I'm in a similar position to the OP, in that I don't generally update linux systems. The problem is that there is no way to simply 'update everything' in linux (at least, not in Centos). yum update certainly doesn't do it - in Centos 5.5 it only gets you php 5.1.x. To get a newer version you have to update it manually or bodge yum.

Then the problem is that many newer packages require a newer glibc or whatever, and that is something that can break your entire system very easily.

I think the root of the problem is that linux isn't very easy to update, unlike Windows.

As long as your linux system is well locked down and you regularly keep an eye on it, I don't see a problem with not updating regularly.

1 comments

That makes a lot of sense, thanks. I had always sort of seen Linux as easier to update, since it's a single command, but you're right... that command doesn't necessarily get you all the way. Things are going to vary from distro to distro, and none of them will necessarily roll in the bleeding edge version of whatever thing you want the day it launches. And then, custom code is vital on a lot of machines for a lot of applications, and it will introduce its own dependencies.
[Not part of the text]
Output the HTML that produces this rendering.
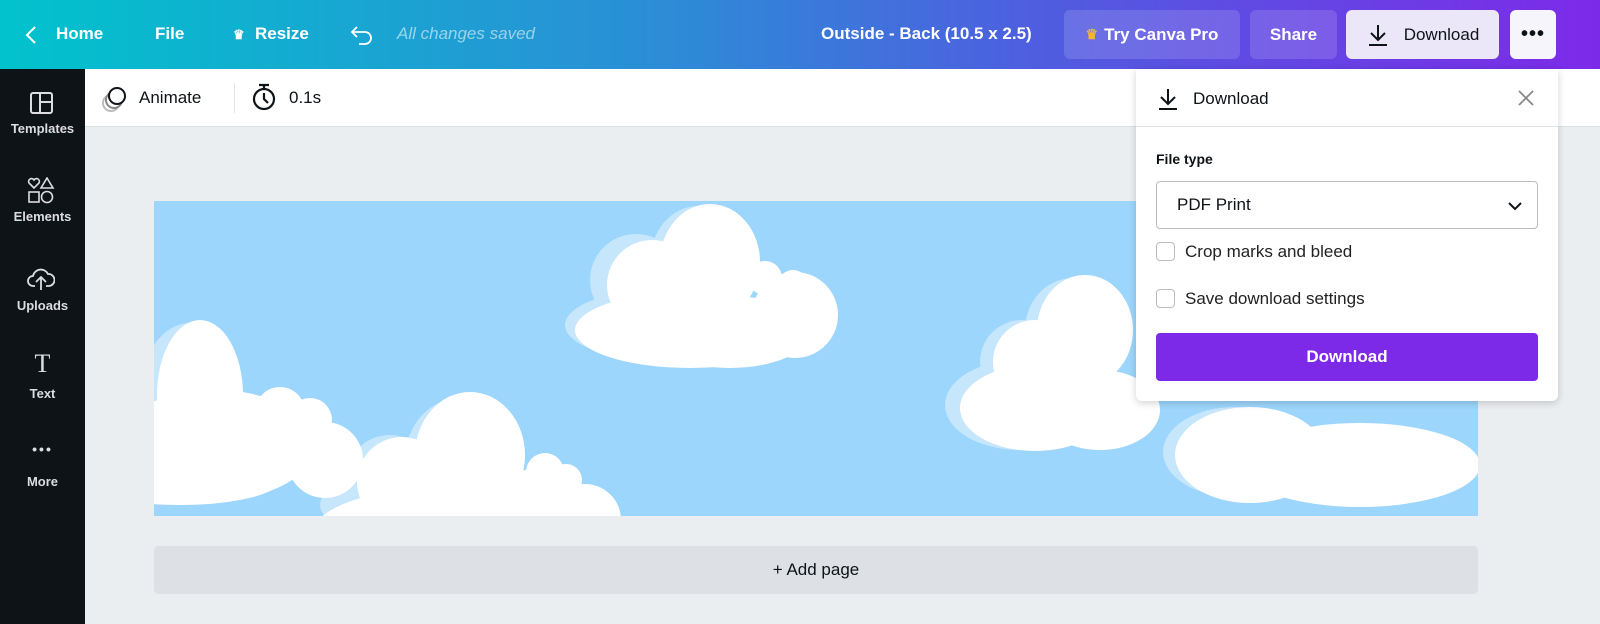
<!DOCTYPE html>
<html><head><meta charset="utf-8"><style>
*{box-sizing:border-box;margin:0;padding:0}
body{width:1600px;height:624px;overflow:hidden;background:#ebeef1;font-family:"Liberation Sans",sans-serif;position:relative}
.top{position:absolute;left:0;top:0;width:1600px;height:69px;background:linear-gradient(90deg,#01c3cc 0%,#2a8fd6 40%,#4f5de0 65%,#7d2ae8 100%);color:#fff;font-weight:bold;font-size:17px}
.top span{position:absolute;top:24px}
.btn{position:absolute;top:10px;height:49px;border-radius:6px;display:flex;align-items:center;justify-content:center;font-size:17px;font-weight:bold}
.side{position:absolute;left:0;top:69px;width:85px;height:555px;background:#0e1318;color:#dcdde0;font-size:13px;font-weight:bold}
.side div{position:absolute;width:85px;text-align:center}
.tool{position:absolute;left:85px;top:69px;width:1515px;height:58px;background:#fff;border-bottom:1px solid #dde1e5;font-size:17px;color:#0e1318}
.panel{position:absolute;left:1136px;top:69px;width:422px;height:332px;background:#fff;border-radius:0 0 6px 6px;box-shadow:0 2px 8px rgba(0,0,0,.18);color:#222}
</style></head><body>
<div class="top">
<svg style="position:absolute;left:24px;top:25px" width="14" height="20"><path d="M11 2 L3 10 L11 18" fill="none" stroke="#fff" stroke-width="2"/></svg>
<span style="left:56px">Home</span><span style="left:155px">File</span>
<span style="left:233px;font-size:13px;top:27px">♛</span><span style="left:255px">Resize</span>
<svg style="position:absolute;left:349px;top:24px" width="26" height="22"><path d="M8 3 L3 8 L8 13 M3 8 H16 a6 6 0 0 1 0 12 H10" fill="none" stroke="#fff" stroke-width="1.8"/></svg>
<span style="left:397px;font-weight:normal;font-style:italic;color:rgba(255,255,255,.55)">All changes saved</span>
<span style="left:821px">Outside - Back (10.5 x 2.5)</span>
<div class="btn" style="left:1064px;width:176px;background:rgba(255,255,255,.14)"><span style="position:static;color:#f5b532;font-size:14px;margin-right:6px">♛</span>Try Canva Pro</div>
<div class="btn" style="left:1250px;width:87px;background:rgba(255,255,255,.14)">Share</div>
<div class="btn" style="left:1346px;width:153px;background:#ece6f9;color:#0e1318;font-weight:normal"><svg width="24" height="24" style="margin-right:14px"><path d="M12 2 V17 M5 10 L12 17 L19 10 M3 22 H21" fill="none" stroke="#0e1318" stroke-width="2"/></svg>Download</div>
<div class="btn" style="left:1510px;width:46px;background:#f7f5fc;color:#0e1318;font-size:20px;letter-spacing:1px">•••</div>
</div>
<div class="side">
<svg style="position:absolute;left:30px;top:23px" width="23" height="22"><rect x="1" y="1" width="21" height="20" rx="2" fill="none" stroke="#dcdde0" stroke-width="2"/><path d="M10 1 V21 M10 10 H22" stroke="#dcdde0" stroke-width="2"/></svg>
<div style="top:52px">Templates</div>
<svg style="position:absolute;left:27px;top:108px" width="28" height="28" fill="none" stroke="#dcdde0" stroke-width="1.6"><path d="M7 11 L2 6 a2.7 2.7 0 0 1 5-3 a2.7 2.7 0 0 1 5 3z"/><path d="M20 1 L26 11 H14z"/><rect x="2" y="15" width="10" height="10"/><circle cx="20" cy="20" r="5.5"/></svg>
<div style="top:140px">Elements</div>
<svg style="position:absolute;left:27px;top:197px" width="28" height="26" fill="none" stroke="#dcdde0" stroke-width="1.8"><path d="M8 20 H6 a5 5 0 0 1 0-10 a8 8 0 0 1 15-2 a6 6 0 0 1 1 12 H19 M14 24 V12 M9 16 L14 11 L19 16"/></svg>
<div style="top:229px">Uploads</div>
<div style="top:280px;font-size:26px;font-weight:normal;font-family:'Liberation Serif',serif">T</div>
<div style="top:317px">Text</div>
<div style="top:372px;font-size:14px;letter-spacing:2px">•••</div>
<div style="top:405px">More</div>
</div>
<div class="tool">
<svg style="position:absolute;left:16px;top:16px" width="28" height="28" fill="none" stroke-width="2"><circle cx="10" cy="18" r="8" stroke="#bbb"/><circle cx="13" cy="15" r="8" stroke="#888" fill="#fff"/><circle cx="16" cy="11" r="8" stroke="#0e1318" fill="#fff"/></svg>
<span style="position:absolute;left:54px;top:19px">Animate</span>
<div style="position:absolute;left:149px;top:14px;width:1px;height:30px;background:#e3e5e8"></div>
<svg style="position:absolute;left:166px;top:14px" width="26" height="28" fill="none" stroke="#0e1318" stroke-width="2.2"><path d="M8 2 H18 M13 2 V6"/><circle cx="13" cy="16" r="10"/><path d="M13 10 V16 L17 20"/></svg>
<span style="position:absolute;left:204px;top:19px">0.1s</span>
</div>
<svg style="position:absolute;left:154px;top:201px" width="1324" height="315" viewBox="154 201 1324 315">
<rect x="154" y="201" width="1324" height="315" fill="#9dd6fc"/>
<g fill="#c6e6fc">
<ellipse cx="698" cy="262" rx="48" ry="56"/><circle cx="636" cy="280" r="46"/><ellipse cx="665" cy="325" rx="100" ry="36"/>
<ellipse cx="190" cy="395" rx="50" ry="72"/><ellipse cx="460" cy="460" rx="55" ry="62"/><circle cx="390" cy="480" r="45"/><ellipse cx="390" cy="505" rx="70" ry="30"/>
<ellipse cx="1073" cy="330" rx="48" ry="52"/><circle cx="1022" cy="362" r="42"/><ellipse cx="1020" cy="405" rx="75" ry="45"/>
<ellipse cx="1235" cy="452" rx="72" ry="45"/>
</g>
<g fill="#fff">
<ellipse cx="710" cy="262" rx="50" ry="58"/><circle cx="652" cy="285" r="45"/><ellipse cx="690" cy="330" rx="115" ry="38"/><ellipse cx="730" cy="332" rx="80" ry="36"/><circle cx="795" cy="315" r="43"/><circle cx="765" cy="278" r="17"/><circle cx="793" cy="285" r="15"/>
<ellipse cx="200" cy="395" rx="43" ry="75"/><ellipse cx="215" cy="445" rx="100" ry="55"/><circle cx="280" cy="412" r="25"/><circle cx="310" cy="420" r="22"/><circle cx="325" cy="460" r="38"/><ellipse cx="180" cy="480" rx="100" ry="25"/>
<ellipse cx="470" cy="455" rx="55" ry="63"/><circle cx="402" cy="482" r="45"/><ellipse cx="470" cy="530" rx="155" ry="45"/><circle cx="545" cy="472" r="19"/><circle cx="566" cy="480" r="16"/><circle cx="585" cy="520" r="36"/><ellipse cx="530" cy="500" rx="50" ry="30"/>
<ellipse cx="1085" cy="330" rx="48" ry="55"/><circle cx="1035" cy="362" r="42"/><ellipse cx="1035" cy="408" rx="75" ry="43"/><ellipse cx="1100" cy="410" rx="60" ry="40"/>
<ellipse cx="1250" cy="455" rx="75" ry="48"/><ellipse cx="1360" cy="465" rx="120" ry="42"/>
</g>
</svg>
<div style="position:absolute;left:154px;top:546px;width:1324px;height:48px;background:#dde1e5;border-radius:4px;text-align:center;line-height:48px;font-size:17px;color:#0e1318">+ Add page</div>
<div class="panel">
<div style="height:58px;border-bottom:1px solid #e3e5e8;position:relative">
<svg style="position:absolute;left:20px;top:18px" width="24" height="24"><path d="M12 2 V17 M5 10 L12 17 L19 10 M3 22 H21" fill="none" stroke="#0e1318" stroke-width="2"/></svg>
<span style="position:absolute;left:57px;top:20px;font-size:17px;color:#0e1318">Download</span>
<svg style="position:absolute;left:381px;top:20px" width="18" height="18"><path d="M2 2 L16 16 M16 2 L2 16" stroke="#888" stroke-width="1.8"/></svg>
</div>
<div style="position:absolute;left:20px;top:82px;font-size:14px;font-weight:bold;color:#0e1318">File type</div>
<div style="position:absolute;left:20px;top:112px;width:382px;height:48px;border:1px solid #b9bcc1;border-radius:4px;font-size:17px;line-height:46px;padding-left:20px;color:#0e1318">PDF Print
<svg style="position:absolute;right:14px;top:19px" width="16" height="10"><path d="M2 2 L8 8 L14 2" fill="none" stroke="#0e1318" stroke-width="2"/></svg></div>
<div style="position:absolute;left:20px;top:173px;width:19px;height:19px;border:1px solid #b9bcc1;border-radius:4px"></div>
<span style="position:absolute;left:49px;top:173px;font-size:17px">Crop marks and bleed</span>
<div style="position:absolute;left:20px;top:220px;width:19px;height:19px;border:1px solid #b9bcc1;border-radius:4px"></div>
<span style="position:absolute;left:49px;top:220px;font-size:17px">Save download settings</span>
<div style="position:absolute;left:20px;top:264px;width:382px;height:48px;background:#7d2ae8;border-radius:4px;color:#fff;font-weight:bold;font-size:17px;text-align:center;line-height:48px">Download</div>
</div>
</body></html>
That said, these factors really complicate security advice on patch management. If customers could be trusted to lock things down and keep an eye on them, that would be a much better world. And I'm sure a lot of admins out there are more than capable, but I worry about the Dunning Krueger effect catching some admins off guard.

But ultimately, this is just a battle of emphasis more than disagreement. The answer isn't "everyone should always patch everything," it just depends on a lot of factors.